Below are the records; locate each line with the word "styles" and copy it.

## SUPPLIED RECORDS
-*-

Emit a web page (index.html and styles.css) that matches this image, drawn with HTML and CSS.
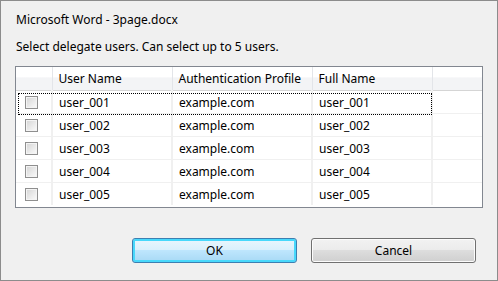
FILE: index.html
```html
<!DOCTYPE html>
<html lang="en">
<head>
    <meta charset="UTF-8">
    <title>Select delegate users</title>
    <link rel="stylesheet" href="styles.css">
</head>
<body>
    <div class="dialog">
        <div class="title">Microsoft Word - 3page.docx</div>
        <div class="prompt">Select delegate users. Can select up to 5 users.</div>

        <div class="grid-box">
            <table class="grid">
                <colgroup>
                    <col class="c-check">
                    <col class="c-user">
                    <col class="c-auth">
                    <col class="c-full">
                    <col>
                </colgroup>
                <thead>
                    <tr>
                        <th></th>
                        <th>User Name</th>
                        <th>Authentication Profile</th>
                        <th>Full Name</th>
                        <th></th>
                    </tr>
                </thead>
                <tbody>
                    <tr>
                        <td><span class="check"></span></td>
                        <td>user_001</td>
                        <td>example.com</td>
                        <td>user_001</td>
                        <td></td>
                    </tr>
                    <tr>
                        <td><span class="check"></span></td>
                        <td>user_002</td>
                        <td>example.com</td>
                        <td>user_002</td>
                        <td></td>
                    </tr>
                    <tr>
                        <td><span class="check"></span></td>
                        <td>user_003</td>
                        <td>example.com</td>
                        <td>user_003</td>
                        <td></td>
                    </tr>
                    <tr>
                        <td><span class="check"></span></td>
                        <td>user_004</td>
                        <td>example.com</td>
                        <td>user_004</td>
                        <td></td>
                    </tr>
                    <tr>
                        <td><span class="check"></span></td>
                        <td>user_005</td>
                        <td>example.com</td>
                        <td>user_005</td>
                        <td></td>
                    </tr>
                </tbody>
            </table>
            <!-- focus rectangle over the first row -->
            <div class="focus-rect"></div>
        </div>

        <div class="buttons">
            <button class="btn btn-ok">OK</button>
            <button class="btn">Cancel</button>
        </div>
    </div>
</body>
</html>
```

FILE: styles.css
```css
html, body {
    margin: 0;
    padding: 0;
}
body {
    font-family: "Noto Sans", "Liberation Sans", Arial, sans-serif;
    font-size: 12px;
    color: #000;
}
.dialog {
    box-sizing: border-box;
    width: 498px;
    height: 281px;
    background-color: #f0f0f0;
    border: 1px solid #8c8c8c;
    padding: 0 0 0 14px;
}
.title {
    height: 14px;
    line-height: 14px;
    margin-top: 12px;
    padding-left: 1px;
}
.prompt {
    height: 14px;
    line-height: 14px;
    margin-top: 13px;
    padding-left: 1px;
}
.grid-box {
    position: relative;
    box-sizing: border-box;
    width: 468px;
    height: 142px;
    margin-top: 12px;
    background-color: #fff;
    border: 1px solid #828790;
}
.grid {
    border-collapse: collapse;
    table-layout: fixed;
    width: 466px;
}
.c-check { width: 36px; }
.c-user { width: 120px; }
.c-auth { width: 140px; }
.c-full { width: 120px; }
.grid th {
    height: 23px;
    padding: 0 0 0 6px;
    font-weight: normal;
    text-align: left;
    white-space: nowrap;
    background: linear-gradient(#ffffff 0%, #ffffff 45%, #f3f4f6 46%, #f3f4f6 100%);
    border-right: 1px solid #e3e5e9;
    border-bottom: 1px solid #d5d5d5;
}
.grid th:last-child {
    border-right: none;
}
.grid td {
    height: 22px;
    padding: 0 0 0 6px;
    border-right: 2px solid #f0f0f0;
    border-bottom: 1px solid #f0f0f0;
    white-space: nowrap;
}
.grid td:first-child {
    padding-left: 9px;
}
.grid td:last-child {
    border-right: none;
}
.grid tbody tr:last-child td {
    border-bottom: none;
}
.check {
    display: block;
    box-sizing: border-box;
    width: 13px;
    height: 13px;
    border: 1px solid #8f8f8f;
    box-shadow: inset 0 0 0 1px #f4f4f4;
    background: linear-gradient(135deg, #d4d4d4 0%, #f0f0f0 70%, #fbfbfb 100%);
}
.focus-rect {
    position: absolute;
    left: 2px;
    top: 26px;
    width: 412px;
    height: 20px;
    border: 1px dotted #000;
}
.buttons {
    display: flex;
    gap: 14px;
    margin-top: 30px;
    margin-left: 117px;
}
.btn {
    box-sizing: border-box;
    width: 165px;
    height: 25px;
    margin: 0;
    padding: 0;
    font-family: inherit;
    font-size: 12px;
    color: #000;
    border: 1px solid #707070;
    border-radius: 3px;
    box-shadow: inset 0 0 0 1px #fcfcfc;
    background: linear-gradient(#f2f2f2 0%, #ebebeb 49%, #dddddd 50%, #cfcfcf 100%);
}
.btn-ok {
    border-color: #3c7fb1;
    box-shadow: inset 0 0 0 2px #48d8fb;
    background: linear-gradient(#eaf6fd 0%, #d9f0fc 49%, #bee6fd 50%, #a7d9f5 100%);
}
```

-*-

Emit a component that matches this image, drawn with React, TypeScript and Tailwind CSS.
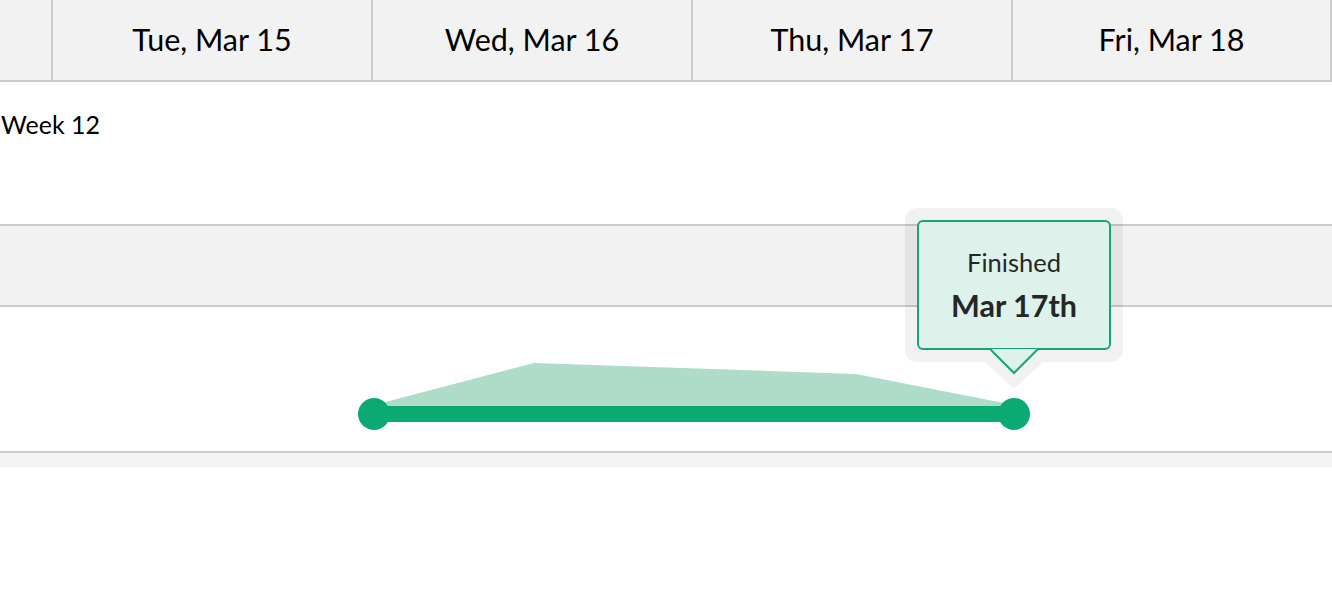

-*-

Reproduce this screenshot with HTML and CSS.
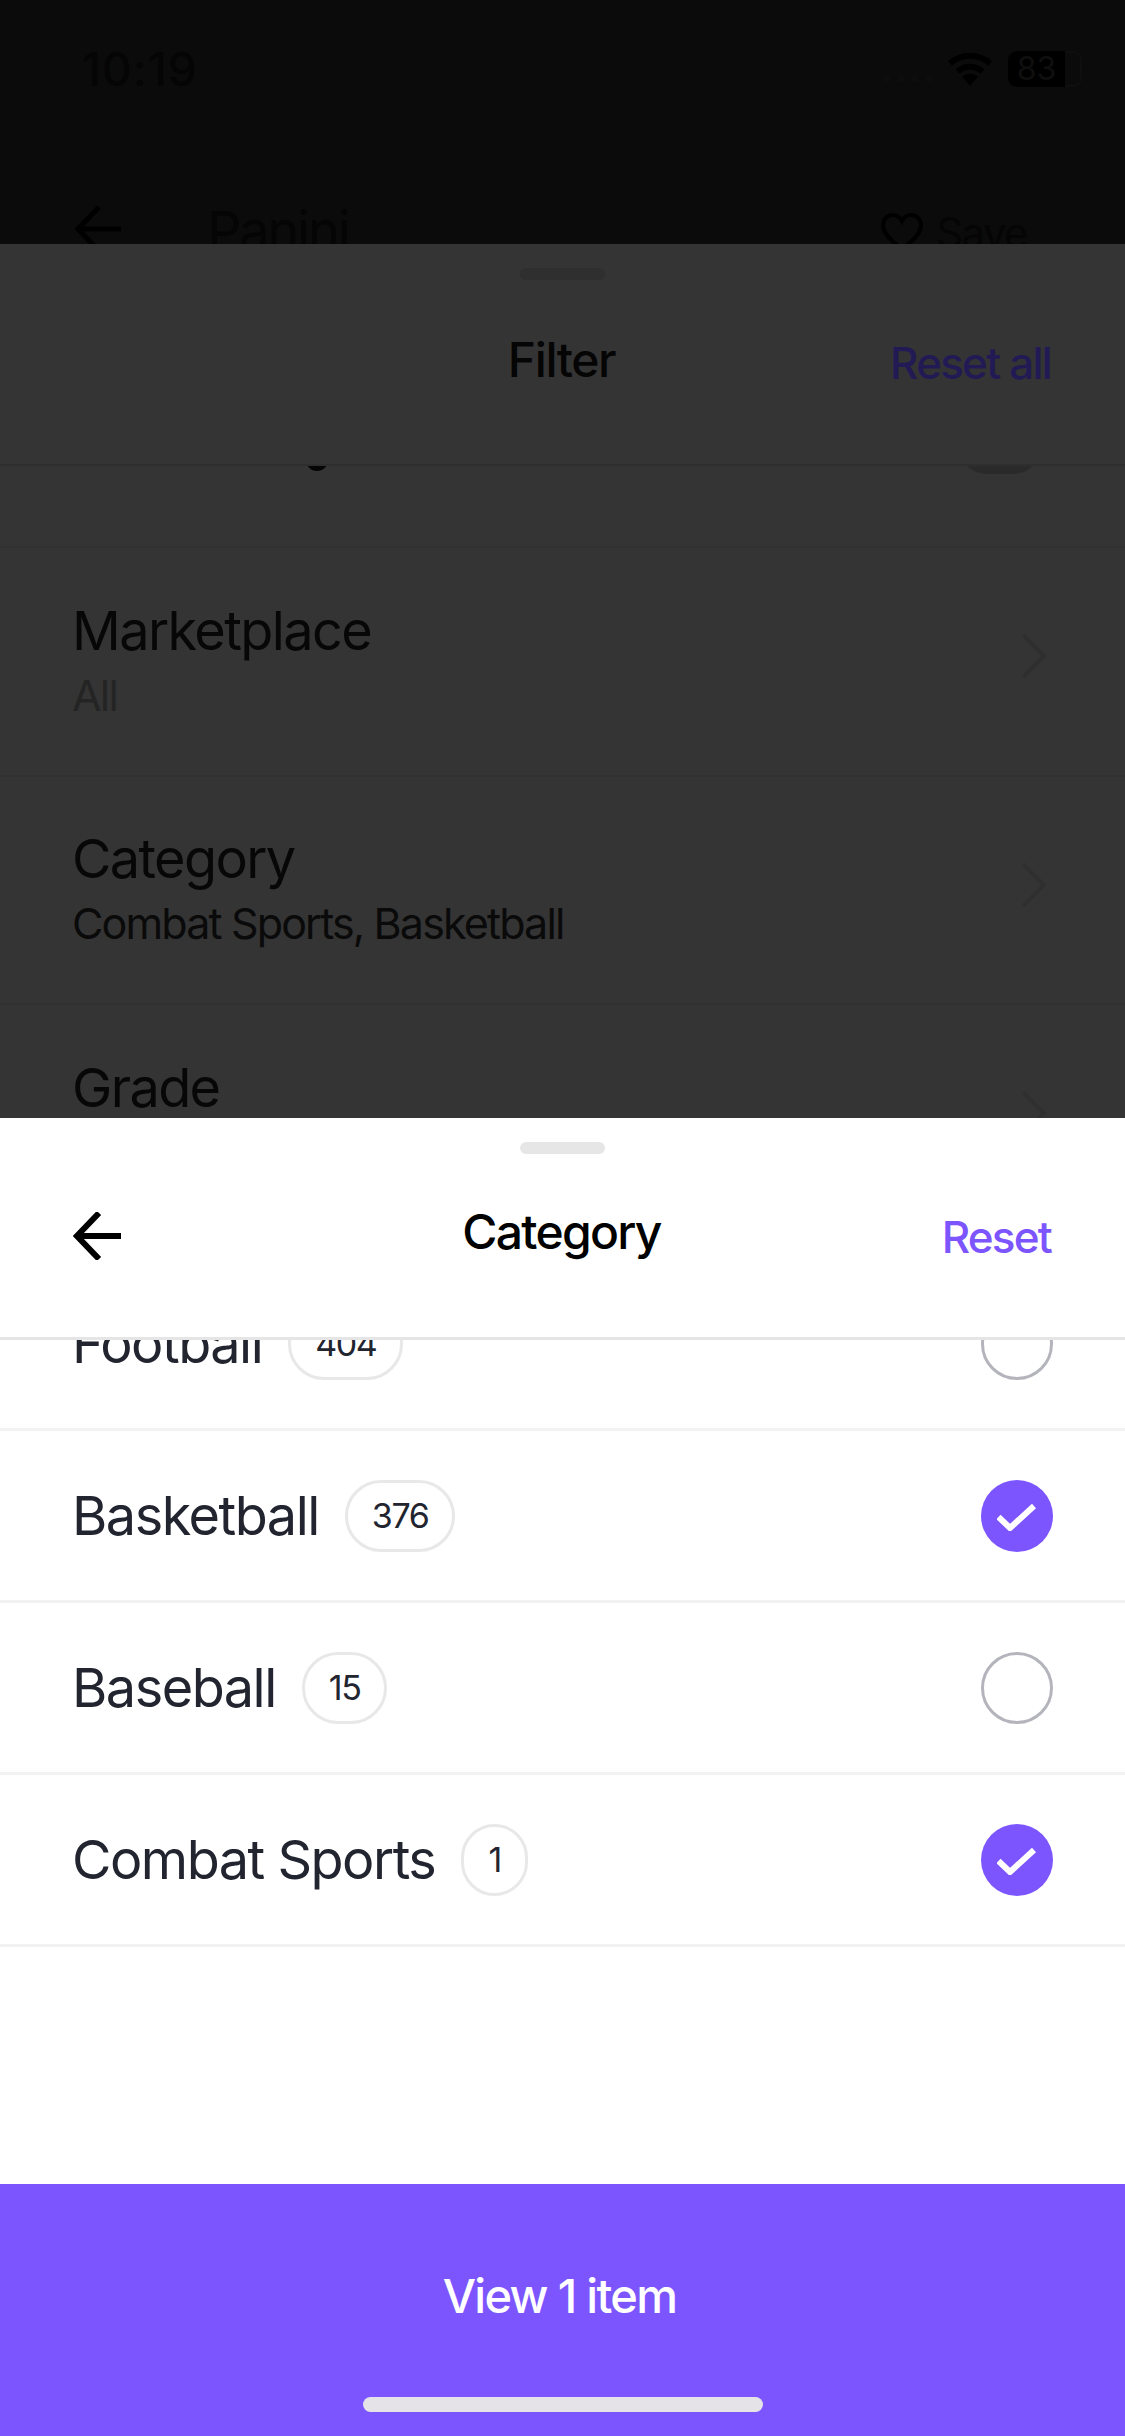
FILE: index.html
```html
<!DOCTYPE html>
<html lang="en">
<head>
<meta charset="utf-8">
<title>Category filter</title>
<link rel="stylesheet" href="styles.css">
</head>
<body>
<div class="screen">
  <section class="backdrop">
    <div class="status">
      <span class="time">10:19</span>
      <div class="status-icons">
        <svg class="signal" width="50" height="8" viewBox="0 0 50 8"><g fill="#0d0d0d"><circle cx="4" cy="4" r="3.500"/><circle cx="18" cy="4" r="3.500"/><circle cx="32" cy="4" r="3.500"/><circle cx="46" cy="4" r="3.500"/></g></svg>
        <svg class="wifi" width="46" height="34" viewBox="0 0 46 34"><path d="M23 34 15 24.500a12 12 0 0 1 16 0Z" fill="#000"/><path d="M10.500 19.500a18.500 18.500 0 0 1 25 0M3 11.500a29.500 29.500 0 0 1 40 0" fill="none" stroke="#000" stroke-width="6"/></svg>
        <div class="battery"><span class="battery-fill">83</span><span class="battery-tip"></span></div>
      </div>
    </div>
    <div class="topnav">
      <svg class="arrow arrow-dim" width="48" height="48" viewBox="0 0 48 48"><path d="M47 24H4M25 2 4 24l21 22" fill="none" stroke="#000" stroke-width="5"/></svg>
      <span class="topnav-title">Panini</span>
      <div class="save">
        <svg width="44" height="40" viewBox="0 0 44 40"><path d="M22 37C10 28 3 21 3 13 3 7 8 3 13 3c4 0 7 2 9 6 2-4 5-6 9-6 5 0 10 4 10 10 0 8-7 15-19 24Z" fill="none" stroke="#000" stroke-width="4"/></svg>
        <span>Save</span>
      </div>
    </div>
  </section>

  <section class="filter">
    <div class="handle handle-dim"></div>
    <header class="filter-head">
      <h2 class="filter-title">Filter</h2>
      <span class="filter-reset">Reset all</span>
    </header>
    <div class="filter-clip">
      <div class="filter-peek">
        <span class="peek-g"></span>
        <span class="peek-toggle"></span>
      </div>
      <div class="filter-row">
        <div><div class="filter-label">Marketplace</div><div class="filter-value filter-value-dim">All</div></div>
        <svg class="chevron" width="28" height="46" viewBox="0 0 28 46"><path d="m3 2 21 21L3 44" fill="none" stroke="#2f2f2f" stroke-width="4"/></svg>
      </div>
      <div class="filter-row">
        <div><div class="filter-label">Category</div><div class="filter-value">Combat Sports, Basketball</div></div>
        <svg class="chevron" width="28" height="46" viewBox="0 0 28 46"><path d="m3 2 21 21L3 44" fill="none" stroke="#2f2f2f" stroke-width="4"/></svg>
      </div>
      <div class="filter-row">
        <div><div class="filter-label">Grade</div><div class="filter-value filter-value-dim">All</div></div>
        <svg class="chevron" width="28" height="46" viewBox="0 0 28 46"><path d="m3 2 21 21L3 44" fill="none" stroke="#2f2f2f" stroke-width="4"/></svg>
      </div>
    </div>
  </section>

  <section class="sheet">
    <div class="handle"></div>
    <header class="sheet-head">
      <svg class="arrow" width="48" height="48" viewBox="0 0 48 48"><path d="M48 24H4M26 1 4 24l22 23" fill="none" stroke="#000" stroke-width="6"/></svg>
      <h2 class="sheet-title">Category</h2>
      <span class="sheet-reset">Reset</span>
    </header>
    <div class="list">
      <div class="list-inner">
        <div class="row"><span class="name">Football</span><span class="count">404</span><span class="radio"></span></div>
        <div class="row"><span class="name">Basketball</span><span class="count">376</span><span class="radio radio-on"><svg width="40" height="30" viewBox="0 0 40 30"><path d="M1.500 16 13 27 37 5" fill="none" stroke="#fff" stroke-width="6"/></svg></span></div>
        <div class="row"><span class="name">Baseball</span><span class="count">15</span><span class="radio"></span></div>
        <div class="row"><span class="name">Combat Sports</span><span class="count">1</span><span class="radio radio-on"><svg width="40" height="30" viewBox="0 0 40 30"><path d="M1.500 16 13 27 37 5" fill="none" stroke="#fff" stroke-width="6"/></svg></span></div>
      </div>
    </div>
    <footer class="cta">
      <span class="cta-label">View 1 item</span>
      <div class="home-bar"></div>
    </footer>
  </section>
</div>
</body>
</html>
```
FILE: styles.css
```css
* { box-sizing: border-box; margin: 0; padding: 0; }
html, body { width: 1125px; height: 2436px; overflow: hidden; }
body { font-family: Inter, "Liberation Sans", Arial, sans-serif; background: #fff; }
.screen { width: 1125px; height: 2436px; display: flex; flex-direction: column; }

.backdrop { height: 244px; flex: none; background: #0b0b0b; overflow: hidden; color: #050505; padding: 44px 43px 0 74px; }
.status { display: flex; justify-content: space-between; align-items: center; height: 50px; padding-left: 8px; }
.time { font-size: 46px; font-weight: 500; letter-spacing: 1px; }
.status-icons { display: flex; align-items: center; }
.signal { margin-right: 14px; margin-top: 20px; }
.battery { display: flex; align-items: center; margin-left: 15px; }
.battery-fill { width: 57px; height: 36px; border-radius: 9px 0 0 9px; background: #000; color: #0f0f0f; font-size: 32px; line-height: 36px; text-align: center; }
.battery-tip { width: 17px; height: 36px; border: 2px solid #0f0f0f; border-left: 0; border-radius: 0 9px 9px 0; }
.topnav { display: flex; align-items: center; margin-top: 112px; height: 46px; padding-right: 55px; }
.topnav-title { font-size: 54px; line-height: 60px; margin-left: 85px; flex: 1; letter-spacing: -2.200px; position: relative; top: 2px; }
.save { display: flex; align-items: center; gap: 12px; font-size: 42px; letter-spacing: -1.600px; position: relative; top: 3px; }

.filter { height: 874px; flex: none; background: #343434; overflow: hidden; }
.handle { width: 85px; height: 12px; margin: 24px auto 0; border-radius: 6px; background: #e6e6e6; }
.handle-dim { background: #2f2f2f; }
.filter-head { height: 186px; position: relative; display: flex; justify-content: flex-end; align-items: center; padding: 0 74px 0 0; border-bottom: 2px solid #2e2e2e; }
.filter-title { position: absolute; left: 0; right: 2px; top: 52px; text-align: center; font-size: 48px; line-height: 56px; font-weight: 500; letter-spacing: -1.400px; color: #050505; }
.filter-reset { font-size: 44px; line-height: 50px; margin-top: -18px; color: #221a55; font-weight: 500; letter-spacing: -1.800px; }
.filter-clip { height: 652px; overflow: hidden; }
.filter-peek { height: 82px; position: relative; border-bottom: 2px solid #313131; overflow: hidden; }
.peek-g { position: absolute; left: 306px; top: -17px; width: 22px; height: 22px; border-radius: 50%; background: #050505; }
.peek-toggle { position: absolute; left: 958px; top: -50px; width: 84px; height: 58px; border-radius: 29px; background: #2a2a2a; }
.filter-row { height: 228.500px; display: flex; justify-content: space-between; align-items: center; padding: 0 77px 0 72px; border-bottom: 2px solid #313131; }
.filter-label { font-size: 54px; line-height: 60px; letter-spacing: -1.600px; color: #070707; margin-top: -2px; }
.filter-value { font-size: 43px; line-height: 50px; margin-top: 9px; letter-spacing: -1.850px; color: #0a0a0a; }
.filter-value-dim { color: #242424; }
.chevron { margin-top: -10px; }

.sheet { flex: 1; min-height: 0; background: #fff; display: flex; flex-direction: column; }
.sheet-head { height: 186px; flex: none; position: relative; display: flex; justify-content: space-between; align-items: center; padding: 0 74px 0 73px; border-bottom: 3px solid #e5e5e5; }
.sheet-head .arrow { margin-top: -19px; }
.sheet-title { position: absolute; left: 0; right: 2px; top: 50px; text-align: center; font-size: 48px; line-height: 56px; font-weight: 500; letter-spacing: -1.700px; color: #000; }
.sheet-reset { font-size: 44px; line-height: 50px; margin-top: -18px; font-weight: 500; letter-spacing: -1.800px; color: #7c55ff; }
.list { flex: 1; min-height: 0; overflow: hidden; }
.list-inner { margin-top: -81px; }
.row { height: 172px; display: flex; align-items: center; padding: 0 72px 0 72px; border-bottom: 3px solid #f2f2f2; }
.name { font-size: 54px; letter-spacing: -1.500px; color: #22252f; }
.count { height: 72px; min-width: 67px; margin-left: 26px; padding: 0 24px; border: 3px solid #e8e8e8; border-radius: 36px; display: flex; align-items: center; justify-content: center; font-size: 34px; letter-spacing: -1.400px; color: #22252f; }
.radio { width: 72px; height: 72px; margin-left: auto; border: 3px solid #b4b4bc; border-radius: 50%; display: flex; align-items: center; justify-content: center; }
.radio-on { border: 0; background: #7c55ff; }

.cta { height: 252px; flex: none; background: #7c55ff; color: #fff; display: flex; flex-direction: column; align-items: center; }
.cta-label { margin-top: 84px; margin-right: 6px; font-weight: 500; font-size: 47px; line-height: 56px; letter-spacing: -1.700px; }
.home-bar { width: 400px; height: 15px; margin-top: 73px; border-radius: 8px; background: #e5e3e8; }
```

-*-

## CORRECT ANSWER
Emit a web page (index.html and styles.css) that matches this image, drawn with HTML and CSS.
    <link rel="stylesheet" href="styles.css">
FILE: styles.css
<link rel="stylesheet" href="styles.css">
FILE: styles.css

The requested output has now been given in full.